**Exercise description**
Skip any picture you find and retype all the remaining lines exactly.

-- begin Given material --

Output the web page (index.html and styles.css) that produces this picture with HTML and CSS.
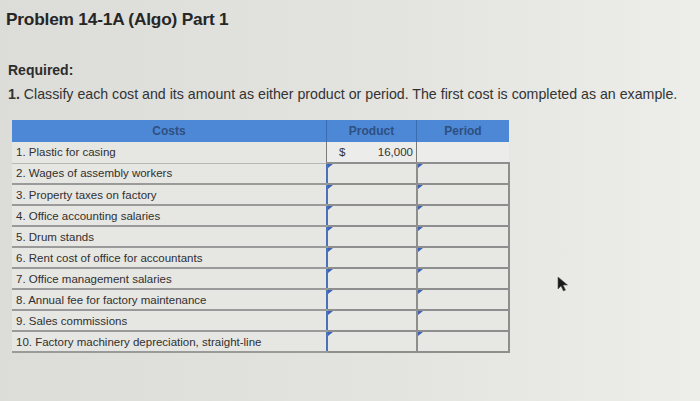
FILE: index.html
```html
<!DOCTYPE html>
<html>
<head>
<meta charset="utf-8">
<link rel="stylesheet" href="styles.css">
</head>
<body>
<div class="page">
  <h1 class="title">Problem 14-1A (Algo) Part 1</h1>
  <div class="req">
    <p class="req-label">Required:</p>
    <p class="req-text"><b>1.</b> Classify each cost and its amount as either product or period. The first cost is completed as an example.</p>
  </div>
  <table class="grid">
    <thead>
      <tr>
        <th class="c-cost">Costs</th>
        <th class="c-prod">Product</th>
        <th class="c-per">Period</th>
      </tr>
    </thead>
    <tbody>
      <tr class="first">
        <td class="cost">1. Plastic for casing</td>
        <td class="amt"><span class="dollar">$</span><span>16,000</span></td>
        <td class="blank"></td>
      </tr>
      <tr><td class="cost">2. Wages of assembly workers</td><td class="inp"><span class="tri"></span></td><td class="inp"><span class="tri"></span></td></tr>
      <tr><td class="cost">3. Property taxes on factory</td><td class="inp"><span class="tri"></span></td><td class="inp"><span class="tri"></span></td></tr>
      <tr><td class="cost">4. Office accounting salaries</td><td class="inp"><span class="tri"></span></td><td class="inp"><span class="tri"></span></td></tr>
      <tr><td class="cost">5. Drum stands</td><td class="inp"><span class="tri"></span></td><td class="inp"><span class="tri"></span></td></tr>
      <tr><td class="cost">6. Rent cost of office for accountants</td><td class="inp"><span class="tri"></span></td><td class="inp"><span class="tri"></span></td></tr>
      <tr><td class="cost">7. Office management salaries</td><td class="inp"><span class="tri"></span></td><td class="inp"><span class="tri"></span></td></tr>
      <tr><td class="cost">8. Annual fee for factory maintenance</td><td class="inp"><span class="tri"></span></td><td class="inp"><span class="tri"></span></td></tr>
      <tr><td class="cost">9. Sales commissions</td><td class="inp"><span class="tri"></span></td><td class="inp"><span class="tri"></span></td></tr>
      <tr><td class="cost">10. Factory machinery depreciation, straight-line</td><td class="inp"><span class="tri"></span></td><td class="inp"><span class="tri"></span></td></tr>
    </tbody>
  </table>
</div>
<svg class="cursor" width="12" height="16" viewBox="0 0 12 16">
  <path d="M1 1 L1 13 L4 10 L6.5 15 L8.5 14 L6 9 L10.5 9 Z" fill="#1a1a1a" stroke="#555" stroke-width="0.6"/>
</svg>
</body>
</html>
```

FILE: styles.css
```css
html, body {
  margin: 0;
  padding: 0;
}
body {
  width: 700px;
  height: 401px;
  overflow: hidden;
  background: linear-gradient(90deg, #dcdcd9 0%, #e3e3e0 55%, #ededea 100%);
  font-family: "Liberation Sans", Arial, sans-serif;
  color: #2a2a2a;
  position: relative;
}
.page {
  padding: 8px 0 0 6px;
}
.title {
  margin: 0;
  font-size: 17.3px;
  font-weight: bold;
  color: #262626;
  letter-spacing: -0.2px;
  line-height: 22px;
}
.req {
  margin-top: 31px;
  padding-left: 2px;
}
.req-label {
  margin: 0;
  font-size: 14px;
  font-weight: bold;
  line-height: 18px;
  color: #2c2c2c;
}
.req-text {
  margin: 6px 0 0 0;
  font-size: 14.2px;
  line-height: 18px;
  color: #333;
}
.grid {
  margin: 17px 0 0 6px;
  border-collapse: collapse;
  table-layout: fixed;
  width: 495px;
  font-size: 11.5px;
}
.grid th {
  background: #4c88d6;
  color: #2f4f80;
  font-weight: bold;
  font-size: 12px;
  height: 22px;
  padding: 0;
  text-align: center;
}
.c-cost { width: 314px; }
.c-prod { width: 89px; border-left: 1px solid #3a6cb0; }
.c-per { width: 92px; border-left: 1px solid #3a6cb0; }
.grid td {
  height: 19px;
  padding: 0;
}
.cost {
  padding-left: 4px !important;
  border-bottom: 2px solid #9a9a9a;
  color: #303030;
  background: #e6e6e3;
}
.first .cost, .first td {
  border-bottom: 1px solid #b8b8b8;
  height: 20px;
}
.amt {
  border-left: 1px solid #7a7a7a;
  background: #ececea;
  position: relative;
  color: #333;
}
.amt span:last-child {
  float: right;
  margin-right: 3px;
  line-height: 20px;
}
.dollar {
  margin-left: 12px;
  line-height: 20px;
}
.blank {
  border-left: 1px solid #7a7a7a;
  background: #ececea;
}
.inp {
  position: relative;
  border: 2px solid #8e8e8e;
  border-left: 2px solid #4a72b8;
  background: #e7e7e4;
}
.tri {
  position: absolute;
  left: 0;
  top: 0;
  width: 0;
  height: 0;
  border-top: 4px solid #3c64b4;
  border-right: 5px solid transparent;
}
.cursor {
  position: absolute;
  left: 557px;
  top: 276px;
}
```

-- end Given material --

**Final result**
Output the web page (index.html and styles.css) that produces this picture with HTML and CSS.
FILE: index.html
```html
<!DOCTYPE html>
<html>
<head>
<meta charset="utf-8">
<link rel="stylesheet" href="styles.css">
</head>
<body>
<div class="page">
  <h1 class="title">Problem 14-1A (Algo) Part 1</h1>
  <div class="req">
    <p class="req-label">Required:</p>
    <p class="req-text"><b>1.</b> Classify each cost and its amount as either product or period. The first cost is completed as an example.</p>
  </div>
  <table class="grid">
    <thead>
      <tr>
        <th class="c-cost">Costs</th>
        <th class="c-prod">Product</th>
        <th class="c-per">Period</th>
      </tr>
    </thead>
    <tbody>
      <tr class="first">
        <td class="cost">1. Plastic for casing</td>
        <td class="amt"><span class="dollar">$</span><span>16,000</span></td>
        <td class="blank"></td>
      </tr>
      <tr><td class="cost">2. Wages of assembly workers</td><td class="inp"><span class="tri"></span></td><td class="inp"><span class="tri"></span></td></tr>
      <tr><td class="cost">3. Property taxes on factory</td><td class="inp"><span class="tri"></span></td><td class="inp"><span class="tri"></span></td></tr>
      <tr><td class="cost">4. Office accounting salaries</td><td class="inp"><span class="tri"></span></td><td class="inp"><span class="tri"></span></td></tr>
      <tr><td class="cost">5. Drum stands</td><td class="inp"><span class="tri"></span></td><td class="inp"><span class="tri"></span></td></tr>
      <tr><td class="cost">6. Rent cost of office for accountants</td><td class="inp"><span class="tri"></span></td><td class="inp"><span class="tri"></span></td></tr>
      <tr><td class="cost">7. Office management salaries</td><td class="inp"><span class="tri"></span></td><td class="inp"><span class="tri"></span></td></tr>
      <tr><td class="cost">8. Annual fee for factory maintenance</td><td class="inp"><span class="tri"></span></td><td class="inp"><span class="tri"></span></td></tr>
      <tr><td class="cost">9. Sales commissions</td><td class="inp"><span class="tri"></span></td><td class="inp"><span class="tri"></span></td></tr>
      <tr><td class="cost">10. Factory machinery depreciation, straight-line</td><td class="inp"><span class="tri"></span></td><td class="inp"><span class="tri"></span></td></tr>
    </tbody>
  </table>
</div>
<svg class="cursor" width="12" height="16" viewBox="0 0 12 16">
  <path d="M1 1 L1 13 L4 10 L6.5 15 L8.5 14 L6 9 L10.5 9 Z" fill="#1a1a1a" stroke="#555" stroke-width="0.6"/>
</svg>
</body>
</html>
```

FILE: styles.css
```css
html, body {
  margin: 0;
  padding: 0;
}
body {
  width: 700px;
  height: 401px;
  overflow: hidden;
  background: linear-gradient(90deg, #dcdcd9 0%, #e3e3e0 55%, #ededea 100%);
  font-family: "Liberation Sans", Arial, sans-serif;
  color: #2a2a2a;
  position: relative;
}
.page {
  padding: 8px 0 0 6px;
}
.title {
  margin: 0;
  font-size: 17.3px;
  font-weight: bold;
  color: #262626;
  letter-spacing: -0.2px;
  line-height: 22px;
}
.req {
  margin-top: 31px;
  padding-left: 2px;
}
.req-label {
  margin: 0;
  font-size: 14px;
  font-weight: bold;
  line-height: 18px;
  color: #2c2c2c;
}
.req-text {
  margin: 6px 0 0 0;
  font-size: 14.2px;
  line-height: 18px;
  color: #333;
}
.grid {
  margin: 17px 0 0 6px;
  border-collapse: collapse;
  table-layout: fixed;
  width: 495px;
  font-size: 11.5px;
}
.grid th {
  background: #4c88d6;
  color: #2f4f80;
  font-weight: bold;
  font-size: 12px;
  height: 22px;
  padding: 0;
  text-align: center;
}
.c-cost { width: 314px; }
.c-prod { width: 89px; border-left: 1px solid #3a6cb0; }
.c-per { width: 92px; border-left: 1px solid #3a6cb0; }
.grid td {
  height: 19px;
  padding: 0;
}
.cost {
  padding-left: 4px !important;
  border-bottom: 2px solid #9a9a9a;
  color: #303030;
  background: #e6e6e3;
}
.first .cost, .first td {
  border-bottom: 1px solid #b8b8b8;
  height: 20px;
}
.amt {
  border-left: 1px solid #7a7a7a;
  background: #ececea;
  position: relative;
  color: #333;
}
.amt span:last-child {
  float: right;
  margin-right: 3px;
  line-height: 20px;
}
.dollar {
  margin-left: 12px;
  line-height: 20px;
}
.blank {
  border-left: 1px solid #7a7a7a;
  background: #ececea;
}
.inp {
  position: relative;
  border: 2px solid #8e8e8e;
  border-left: 2px solid #4a72b8;
  background: #e7e7e4;
}
.tri {
  position: absolute;
  left: 0;
  top: 0;
  width: 0;
  height: 0;
  border-top: 4px solid #3c64b4;
  border-right: 5px solid transparent;
}
.cursor {
  position: absolute;
  left: 557px;
  top: 276px;
}
```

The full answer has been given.